My mother is in Sainsbury’s. She bumps into her Pilates teacher. They begin to chat.
What could be more middle-class? What could be more Middle England? It sounds like the opening scene in The Archers. Or the Saturday morning of Radio 4 listeners across the land. But what happens next is a little less predictable.
My mum meets her teacher, Kate*, with a big smile. “How are you?” Now in retirement, my mum structures her week around her many exercise classes (Zumba is her favourite, especially the “hip-hop moves”). She never misses a class (or a beat, by the sounds of things) and knows all her teachers well.
Kate is talking quickly; there are tears in her eyes. Her voice is rushed and panicked. “Are you OK?” my mum asks.
But poverty doesn't have a face – we just ascribe it one to suit a narrative that props up power structures and keeps everyone firmly in place
Kate explains that she can’t afford anything in Sainsbury’s. And by that she means she can’t afford to feed her daughter, who is in primary school. And she can’t take on more teaching classes because she can’t afford the childcare. And she doesn’t know what to do. And she feels like such a failure. And the tears fall. And, and, and.
"Do you think I could go to the food bank?" she says, nervously.
“Go," my mum tells her. “That’s why it’s there.”
It has been the summer of hunger for many children in this country. A food bank in West Sussex announced it has been handing out double the amount of meals to kids compared with last year. A food bank in Cornwall said that children are “starving”, despite handing out over 10,000 meals each month. Donovan Gardner told ITV News: “You know we get children in here and they see some sweets which have been given to us and they fall on them as if they've never seen sweets before… We’ve had ladies and men come in here, tears running down their face, and said I've never done this before. I've worked for 40 years and I've suddenly got made redundant and they stand there with a voucher in their hand and they're almost afraid to think that we're going to give them the third degree.” Brent, Clydebank, Devon, London – it’s the same story across the country. More children than ever are hungry because their parents can’t afford to buy food because a succession of Conservative governments have unpicked the welfare of this country with the agility and ruthlessness of Edward Scissorhands.
Mostly, I think, we have still a Victorian idea of poverty: those who are the most poor have probably brought it upon themselves. Or, that’s at least what the voting habits of our government would suggest. We sneer and jeer at poor people via Channel 4 documentaries or benefit scandals in The Sun. A few years ago, The Times sent the now-foreign secretary's sister to Lidl as if some sort of anthropological experiment, replacing her usual Notting Hill fare, plus a £150 Ocado delivery. Her verdict? “I am used to entering a supermarket to the toasty aromas of baking bread and freshly ground coffee. This was like entering a morgue, only colder and deader somehow.” I wonder if it was as cold and dead as a starving six-year-old. When I go to Lidl in Peckham, it’s less witty lifestyle feature and more lifeline. Perhaps Rachel Johnson thinks poverty is a joke; after all, Jacob Rees-Mogg thinks people using food banks is “rather uplifting".
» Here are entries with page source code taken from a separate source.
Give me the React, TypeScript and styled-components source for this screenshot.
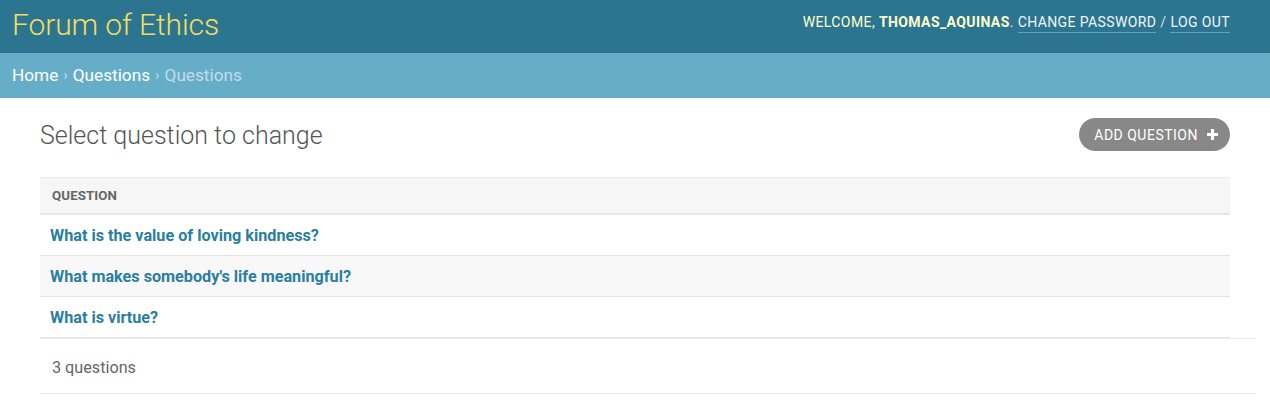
import React from 'react'
import styled, { createGlobalStyle } from 'styled-components'

const GlobalStyle = createGlobalStyle`
  html, body {
    margin: 0;
    padding: 0;
    background: #fff;
    font-family: Roboto, "Liberation Sans", Arial, sans-serif;
    color: #333;
  }
`;

const Header = styled.header`
  display: flex;
  align-items: center;
  justify-content: space-between;
  height: 53px;
  padding: 0 40px 0 12px;
  background: #2b7591;
  box-sizing: border-box;
`;

const Branding = styled.h1`
  margin: 0 0 5px;
  font-size: 30px;
  font-weight: 300;
  color: #f5dd5d;
  letter-spacing: -0.1px;
`;

const UserTools = styled.div`
  font-size: 14px;
  letter-spacing: 0.4px;
  text-transform: uppercase;
  color: #ffc;
  margin-bottom: 9px;
`;

const Strong = styled.strong`
  font-weight: 700;
`;

const UserLink = styled.a`
  color: #f2f6f8;
  text-decoration: none;
  border-bottom: 1px solid rgba(255, 255, 255, 0.3);
  padding-bottom: 2px;
`;

const Sep = styled.span`
  color: #ddd;
`;

const Breadcrumbs = styled.nav`
  height: 45px;
  display: flex;
  align-items: center;
  padding: 0 12px 2px;
  background: #66aec8;
  font-size: 17.2px;
  color: #c4dce8;
  box-sizing: border-box;
`;

const Crumb = styled.a`
  color: #fff;
  text-decoration: none;
`;

const Arrow = styled.span`
  color: #c4dce8;
  margin: 0 5px;
  font-size: 15px;
`;

const Content = styled.main`
  padding: 20px 40px 14px;
`;

const TitleRow = styled.div`
  display: flex;
  justify-content: space-between;
  align-items: center;
  margin-bottom: 26px;
`;

const Title = styled.h1`
  margin: 2px 0 0;
  font-size: 25px;
  font-weight: 300;
  color: #555;
`;

const AddButton = styled.a`
  display: flex;
  align-items: center;
  gap: 8px;
  height: 33px;
  padding: 0 11px 0 15px;
  border-radius: 17px;
  background: #888;
  color: #fff;
  font-size: 14px;
  letter-spacing: 0.5px;
  text-transform: uppercase;
  box-sizing: border-box;
  text-decoration: none;
`;

const Table = styled.table`
  width: 100%;
  border-collapse: collapse;
`;

const TH = styled.th`
  text-align: left;
  height: 35px;
  padding: 0 12px;
  background: #f6f6f6;
  border-top: 1px solid #e8e8e8;
  border-bottom: 2px solid #e6e6e6;
  font-size: 13.3px;
  font-weight: 700;
  color: #666;
  letter-spacing: 0.1px;
  text-transform: uppercase;
`;

const TR = styled.tr<{ $alt?: boolean }>`
  background: ${p => (p.$alt ? '#f8f8f8' : '#fff')};
`;

const TD = styled.td`
  height: 40px;
  padding: 0 10px;
  border-bottom: 1px solid #e4e4e4;
`;

const RowLink = styled.a`
  font-size: 16.2px;
  font-weight: 700;
  color: #2a7ea3;
  text-decoration: none;
`;

const Paginator = styled.p`
  margin: 0;
  width: calc(100% + 26px);
  box-sizing: border-box;
  padding: 2px 12px 0;
  height: 56px;
  display: flex;
  align-items: center;
  border-top: 1px solid #ececec;
  border-bottom: 1px solid #e8e8e8;
  font-size: 16.2px;
  color: #666;
`;

const questions = [
  'What is the value of loving kindness?',
  "What makes somebody's life meaningful?",
  'What is virtue?',
];

function PlusIcon() {
  return (
    <svg width="13" height="13" viewBox="0 0 13 13">
      <path d="M6.5 1v11M1 6.5h11" stroke="#fff" strokeWidth="3.2" />
    </svg>
  );
}

export default function App() {
  return (
    <>
      <GlobalStyle />
      <Header>
        <Branding>Forum of Ethics</Branding>
        <UserTools>
          Welcome, <Strong>thomas_aquinas</Strong>.{' '}
          <UserLink href="#">Change password</UserLink> <Sep>/</Sep>{' '}
          <UserLink href="#">Log out</UserLink>
        </UserTools>
      </Header>
      <Breadcrumbs>
        <Crumb href="#">Home</Crumb>
        <Arrow>›</Arrow>
        <Crumb href="#">Questions</Crumb>
        <Arrow>›</Arrow>
        Questions
      </Breadcrumbs>
      <Content>
        <TitleRow>
          <Title>Select question to change</Title>
          <AddButton href="#">
            Add question
            <PlusIcon />
          </AddButton>
        </TitleRow>
        <Table>
          <thead>
            <tr>
              <TH>Question</TH>
            </tr>
          </thead>
          <tbody>
            {questions.map((q, i) => (
              <TR key={q} $alt={i % 2 === 1}>
                <TD>
                  <RowLink href="#">{q}</RowLink>
                </TD>
              </TR>
            ))}
          </tbody>
        </Table>
        <Paginator>3 questions</Paginator>
      </Content>
    </>
  );
}
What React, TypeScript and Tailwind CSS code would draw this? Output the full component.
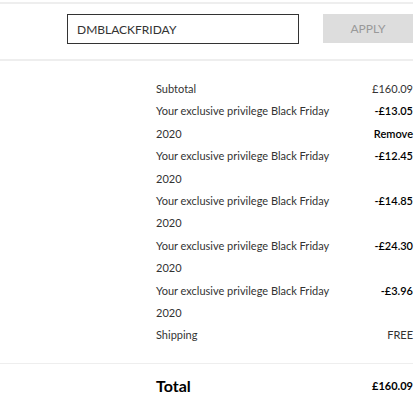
import React from "react";

type Line = { label: string; value: string; strong?: boolean; remove?: boolean };

const lines: Line[] = [
  { label: "Your exclusive privilege Black Friday 2020", value: "-£13.05", strong: true, remove: true },
  { label: "Your exclusive privilege Black Friday 2020", value: "-£12.45", strong: true },
  { label: "Your exclusive privilege Black Friday 2020", value: "-£14.85", strong: true },
  { label: "Your exclusive privilege Black Friday 2020", value: "-£24.30", strong: true },
  { label: "Your exclusive privilege Black Friday 2020", value: "-£3.96", strong: true },
];

const Row: React.FC<{ line: Line }> = ({ line }) => (
  <div className="flex justify-between">
    <p className="w-[185px] text-[#333]">{line.label}</p>
    <div className="flex flex-col items-end">
      <span className={line.strong ? "font-semibold text-black" : "text-[#333]"}>{line.value}</span>
      {line.remove && <button className="font-semibold text-black leading-[22.4px]">Remove</button>}
    </div>
  </div>
);

export default function App() {
  return (
    <div className="w-[420px] h-[420px] bg-white pr-[7px]" style={{ fontFamily: "Lato, 'Open Sans', sans-serif" }}>
      <div className="mt-[2px] h-[2px] bg-[#eeeeee]" />

      <div className="flex items-start pl-[67px] pt-[10px] pb-[15px]">
        <input
          className="w-[232px] h-[30px] border border-[#333] px-[9px] text-[12px] text-[#333] outline-none"
          defaultValue="DMBLACKFRIDAY"
        />
        <button className="ml-auto w-[90px] h-[29px] bg-[#dddddd] text-[12px] text-[#999]">APPLY</button>
      </div>

      <div className="h-[2px] bg-[#eeeeee]" />

      <div className="pl-[156px] pt-[17px] pb-[16px] text-[11px] leading-[22.4px]">
        <div className="flex justify-between text-[#333]">
          <span>Subtotal</span>
          <span>£160.09</span>
        </div>
        {lines.map((l, i) => (
          <Row key={i} line={l} />
        ))}
        <div className="flex justify-between text-[#333]">
          <span>Shipping</span>
          <span>FREE</span>
        </div>
      </div>

      <div className="h-[1px] bg-[#eeeeee]" />

      <div className="flex items-center justify-between pl-[156px] pt-[10px]">
        <span className="text-[16px] font-bold text-black">Total</span>
        <span className="text-[11px] font-bold text-black">£160.09</span>
      </div>
    </div>
  );
}
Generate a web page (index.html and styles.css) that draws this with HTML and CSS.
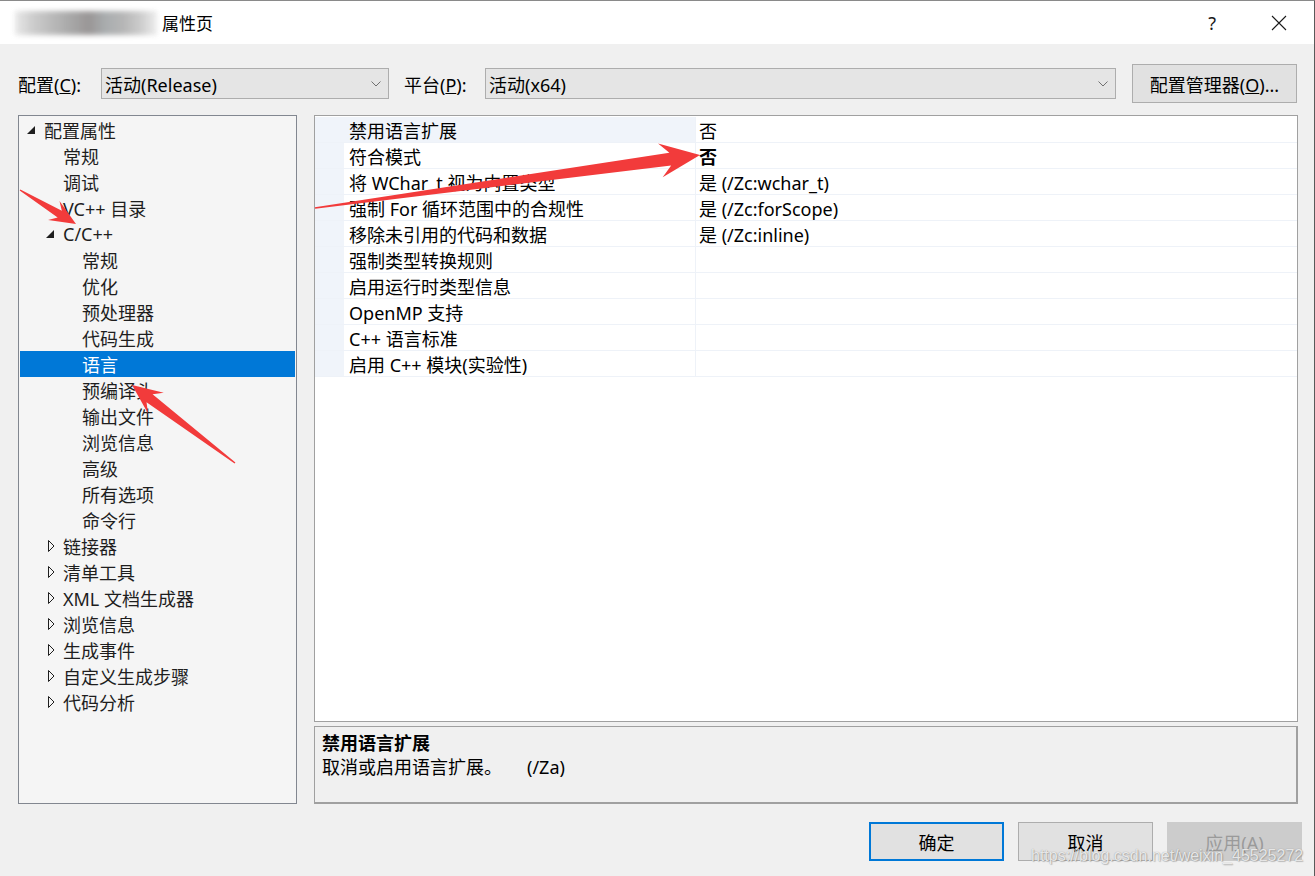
FILE: index.html
```html
<!DOCTYPE html>
<html lang="zh-CN">
<head>
<meta charset="utf-8">
<title>属性页</title>
<link rel="stylesheet" href="styles.css">
</head>
<body>
<div class="window">
  <div class="titlebar">
    <div class="blur"></div>
    <span class="title">属性页</span>
    <div class="title-btns">
      <span class="help">?</span>
      <span class="close"><svg width="16" height="16" viewBox="0 0 16 16"><path d="M1 1L15 15M15 1L1 15" stroke="#1a1a1a" stroke-width="1.1" fill="none"/></svg></span>
    </div>
  </div>

  <div class="config-row">
    <span class="lbl lbl-config">配置(<u>C</u>):</span>
    <div class="combo combo-config"><span>活动(Release)</span><svg class="chev" width="10" height="6" viewBox="0 0 10 6"><path d="M0.5 0.5L5 5L9.5 0.5" stroke="#707070" fill="none"/></svg></div>
    <span class="lbl lbl-platform">平台(<u>P</u>):</span>
    <div class="combo combo-platform"><span>活动(x64)</span><svg class="chev" width="10" height="6" viewBox="0 0 10 6"><path d="M0.5 0.5L5 5L9.5 0.5" stroke="#707070" fill="none"/></svg></div>
    <button class="btn btn-manager">配置管理器(<u>O</u>)...</button>
  </div>

  <div class="main">
    <div class="tree">
      <div class="trow lv0"><span class="tg"><svg width="8" height="8" viewBox="0 0 8 8"><path d="M8 0V8H0Z" fill="#1e1e1e"/></svg></span><span>配置属性</span></div>
      <div class="trow lv1"><span class="tg"></span><span>常规</span></div>
      <div class="trow lv1"><span class="tg"></span><span>调试</span></div>
      <div class="trow lv1"><span class="tg"></span><span>VC++ 目录</span></div>
      <div class="trow lv1"><span class="tg"><svg width="8" height="8" viewBox="0 0 8 8"><path d="M8 0V8H0Z" fill="#1e1e1e"/></svg></span><span>C/C++</span></div>
      <div class="trow lv2"><span class="tg"></span><span>常规</span></div>
      <div class="trow lv2"><span class="tg"></span><span>优化</span></div>
      <div class="trow lv2"><span class="tg"></span><span>预处理器</span></div>
      <div class="trow lv2"><span class="tg"></span><span>代码生成</span></div>
      <div class="trow lv2 selected"><span class="tg"></span><span>语言</span></div>
      <div class="trow lv2"><span class="tg"></span><span>预编译头</span></div>
      <div class="trow lv2"><span class="tg"></span><span>输出文件</span></div>
      <div class="trow lv2"><span class="tg"></span><span>浏览信息</span></div>
      <div class="trow lv2"><span class="tg"></span><span>高级</span></div>
      <div class="trow lv2"><span class="tg"></span><span>所有选项</span></div>
      <div class="trow lv2"><span class="tg"></span><span>命令行</span></div>
      <div class="trow lv1"><span class="tg col"><svg width="7" height="12" viewBox="0 0 7 12"><path d="M0.5 0.5L6 6L0.5 11.5Z" fill="none" stroke="#1e1e1e"/></svg></span><span>链接器</span></div>
      <div class="trow lv1"><span class="tg col"><svg width="7" height="12" viewBox="0 0 7 12"><path d="M0.5 0.5L6 6L0.5 11.5Z" fill="none" stroke="#1e1e1e"/></svg></span><span>清单工具</span></div>
      <div class="trow lv1"><span class="tg col"><svg width="7" height="12" viewBox="0 0 7 12"><path d="M0.5 0.5L6 6L0.5 11.5Z" fill="none" stroke="#1e1e1e"/></svg></span><span>XML 文档生成器</span></div>
      <div class="trow lv1"><span class="tg col"><svg width="7" height="12" viewBox="0 0 7 12"><path d="M0.5 0.5L6 6L0.5 11.5Z" fill="none" stroke="#1e1e1e"/></svg></span><span>浏览信息</span></div>
      <div class="trow lv1"><span class="tg col"><svg width="7" height="12" viewBox="0 0 7 12"><path d="M0.5 0.5L6 6L0.5 11.5Z" fill="none" stroke="#1e1e1e"/></svg></span><span>生成事件</span></div>
      <div class="trow lv1"><span class="tg col"><svg width="7" height="12" viewBox="0 0 7 12"><path d="M0.5 0.5L6 6L0.5 11.5Z" fill="none" stroke="#1e1e1e"/></svg></span><span>自定义生成步骤</span></div>
      <div class="trow lv1"><span class="tg col"><svg width="7" height="12" viewBox="0 0 7 12"><path d="M0.5 0.5L6 6L0.5 11.5Z" fill="none" stroke="#1e1e1e"/></svg></span><span>代码分析</span></div>
    </div>

    <div class="right">
      <div class="grid">
        <div class="grow active"><span class="gut"></span><span class="name">禁用语言扩展</span><span class="val">否</span></div>
        <div class="grow"><span class="gut"></span><span class="name">符合模式</span><span class="val bold">否</span></div>
        <div class="grow"><span class="gut"></span><span class="name">将 WChar_t 视为内置类型</span><span class="val">是 (/Zc:wchar_t)</span></div>
        <div class="grow"><span class="gut"></span><span class="name">强制 For 循环范围中的合规性</span><span class="val">是 (/Zc:forScope)</span></div>
        <div class="grow"><span class="gut"></span><span class="name">移除未引用的代码和数据</span><span class="val">是 (/Zc:inline)</span></div>
        <div class="grow"><span class="gut"></span><span class="name">强制类型转换规则</span><span class="val"></span></div>
        <div class="grow"><span class="gut"></span><span class="name">启用运行时类型信息</span><span class="val"></span></div>
        <div class="grow"><span class="gut"></span><span class="name">OpenMP 支持</span><span class="val"></span></div>
        <div class="grow"><span class="gut"></span><span class="name">C++ 语言标准</span><span class="val"></span></div>
        <div class="grow"><span class="gut"></span><span class="name">启用 C++ 模块(实验性)</span><span class="val"></span></div>
      </div>
      <div class="desc">
        <div class="desc-title">禁用语言扩展</div>
        <div class="desc-text">取消或启用语言扩展。<span class="flag">(/Za)</span></div>
      </div>
    </div>
  </div>

  <div class="buttons">
    <button class="btn dlg default">确定</button>
    <button class="btn dlg">取消</button>
    <button class="btn dlg disabled">应用(A)</button>
  </div>

  <div class="watermark">https://blog.csdn.net/weixin_45525272</div>

  <svg class="arrows" width="1315" height="876" viewBox="0 0 1315 876">
    <polygon points="315.11,207.79 671.17,164.53 662.69,176.30 700,154 658.05,142.62 669.39,151.65 314.89,206.21" fill="#f23b3b"/>
    <polygon points="19.69,189.51 57.68,216.56 48.07,218.91 76,223 59.49,200.11 61.84,209.72 20.31,188.49" fill="#f23b3b"/>
    <polygon points="235.42,461.44 152.56,393.29 163.77,391.75 132,384 148.07,412.47 146.52,401.27 234.58,462.56" fill="#f23b3b"/>
  </svg>
</div>
</body>
</html>
```

FILE: styles.css
```css
* { box-sizing: border-box; }

html, body {
  margin: 0;
  padding: 0;
  background: #f0f0f0;
}

body {
  font-family: "Noto Sans", "Noto Sans CJK SC", sans-serif;
  font-size: 18px;
  color: #000;
}

.window {
  position: relative;
  width: 1315px;
  height: 876px;
  background: #f0f0f0;
  border-top: 1px solid #8a8a8a;
  border-right: 1px solid #5a5a5a;
  overflow: hidden;
}

/* Title bar */
.titlebar {
  height: 43px;
  background: #fff;
  display: flex;
  align-items: center;
  position: relative;
}

.blur {
  width: 142px;
  height: 24px;
  margin-left: 15px;
  background: linear-gradient(90deg, #e6e6e6 0%, #c9c9c9 12%, #b4b4b4 25%, #9e9e9e 40%, #8f8b8b 52%, #a1a5a7 64%, #aeaeae 76%, #c6c6c6 88%, #ececec 100%);
  filter: blur(2.5px);
  opacity: 0.9;
}

.title {
  margin-left: 5px;
  font-size: 17px;
  color: #000;
}

.title-btns {
  margin-left: auto;
  display: flex;
  align-items: center;
  gap: 55px;
  padding-right: 27px;
}

.help {
  font-size: 18px;
  color: #1a1a1a;
  font-family: "Noto Sans", sans-serif;
}

.close {
  display: flex;
  width: 16px;
  height: 16px;
}

/* Config row */
.config-row {
  display: flex;
  align-items: center;
  height: 39px;
  margin-top: 20px;
  padding-left: 18px;
}

.lbl {
  white-space: nowrap;
}

.lbl-config { width: 83px; }
.lbl-platform { width: 81px; margin-left: 15px; }

.combo {
  height: 31px;
  background: #e5e5e5;
  border: 1px solid #adadad;
  display: flex;
  align-items: center;
  padding-left: 3px;
  padding-right: 7px;
}

.combo .chev { margin-left: auto; }

.combo-config { width: 288px; }
.combo-platform { width: 631px; }

.btn {
  font-family: "Noto Sans", "Noto Sans CJK SC", sans-serif;
  font-size: 18px;
  color: #000;
  background: #e1e1e1;
  border: 1px solid #adadad;
  padding: 0;
  height: 39px;
}

.btn-manager {
  width: 165px;
  margin-left: 16px;
}

/* Main area */
.main {
  display: flex;
  margin-top: 12px;
  padding-left: 18px;
  height: 689px;
  gap: 17px;
}

.tree {
  width: 279px;
  height: 689px;
  border: 1px solid #828790;
  background: #f5f5f5;
  padding: 1px;
  color: #1e1e1e;
}

.trow {
  height: 26px;
  display: flex;
  align-items: center;
  white-space: nowrap;
}

.trow.lv0 { padding-left: 7px; }
.trow.lv1 { padding-left: 26px; }
.trow.lv2 { padding-left: 45px; }

.tg {
  width: 17px;
  flex: none;
  display: flex;
  align-items: center;
}

.tg.col { padding-left: 2px; }

.trow.selected {
  background: #0078d7;
  color: #fff;
}

.right {
  width: 984px;
  display: flex;
  flex-direction: column;
  gap: 4px;
}

.grid {
  height: 607px;
  background: #fff;
  border: 1px solid #a0a0a0;
  padding-top: 1px;
}

.grow {
  display: flex;
  height: 26px;
  border-bottom: 1px solid #eef2f8;
}

.gut {
  width: 29px;
  flex: none;
  background: #f0f4fa;
}

.name {
  width: 352px;
  flex: none;
  padding-left: 5px;
  display: flex;
  align-items: center;
  border-right: 1px solid #eef2f8;
  white-space: nowrap;
}

.grow.active .name { background: #f0f4fa; }

.val {
  flex: 1;
  padding-left: 3px;
  display: flex;
  align-items: center;
  white-space: nowrap;
}

.val.bold { font-weight: 700; }

.desc {
  height: 78px;
  border: 1px solid #a0a0a0;
  border-right-width: 2px;
  border-bottom-width: 2px;
  background: #f0f0f0;
  padding: 4px 7px 0;
}

.desc-title {
  font-weight: 700;
  line-height: 24px;
  height: 24px;
}

.desc-text {
  line-height: 24px;
  height: 24px;
  white-space: nowrap;
}

.flag { margin-left: 25px; }

/* Bottom buttons */
.buttons {
  display: flex;
  justify-content: flex-end;
  gap: 14px;
  margin-top: 18px;
  padding-right: 12px;
}

.btn.dlg { width: 135px; }

.btn.default { border: 2px solid #0078d7; }

.btn.disabled {
  background: #cccccc;
  border-color: #cccccc;
  color: #9a9a9a;
}

.watermark {
  position: absolute;
  left: 1031px;
  top: 846px;
  font-family: "Liberation Sans", sans-serif;
  font-size: 16px;
  color: rgba(255, 255, 255, 0.8);
  text-shadow: 0 0 1px rgba(90, 90, 90, 0.6), 1px 1px 1px rgba(120, 120, 120, 0.4);
  white-space: nowrap;
}

.arrows {
  position: absolute;
  left: 0;
  top: 0;
  pointer-events: none;
}
```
Our notions of poverty have to be transformed, not least so we don’t perpetuate a classist culture of shame and division, but also because it’s a growing problem. Around 100,000 children fell into poverty in 2015-2016 and analysts predict this pattern will continue. Thirty per cent of British children are now classified as poor and two-thirds of them are from working families. Just like Kate's daughter.
But we're not very good at translating data into humans. A Pilates teacher living in a Conservative town on the south coast is not who most of us imagine to be queueing in a food bank. Why? Because she’s in work, primarily, but also because she doesn’t fit with our archaic notions of poverty – she’s skilled, entrepreneurial, independent, helping middle-class women like my mum become a bit bendier. But poverty doesn't have a face – we just ascribe it one to suit a narrative that props up power structures and keeps everyone firmly in place.
When Theresa May became prime minister, she said that she would fight “against the burning injustice that, if you’re born poor, you will die on average nine years earlier than others”. Instead, May has been fighting mostly against her own party. And the burning injustice continues to burn brightly and viciously. Children are on the sharp end. They are hungry. Meanwhile, the architects of these cuts go back to their Notting Hill Waitrose, get book deals or edit newspapers. Oh, how that injustice burns.
But data *does* become human when they are stood in front of you, in broad daylight, quietly crying in a supermarket because they don’t know how to feed their child – even though they are working hard and doing everything they can. Like tens of thousands of people, Kate is no longer "just about managing". She's not managing.
So, please, Mr Rees-Mogg, tell me: what’s uplifting about this picture?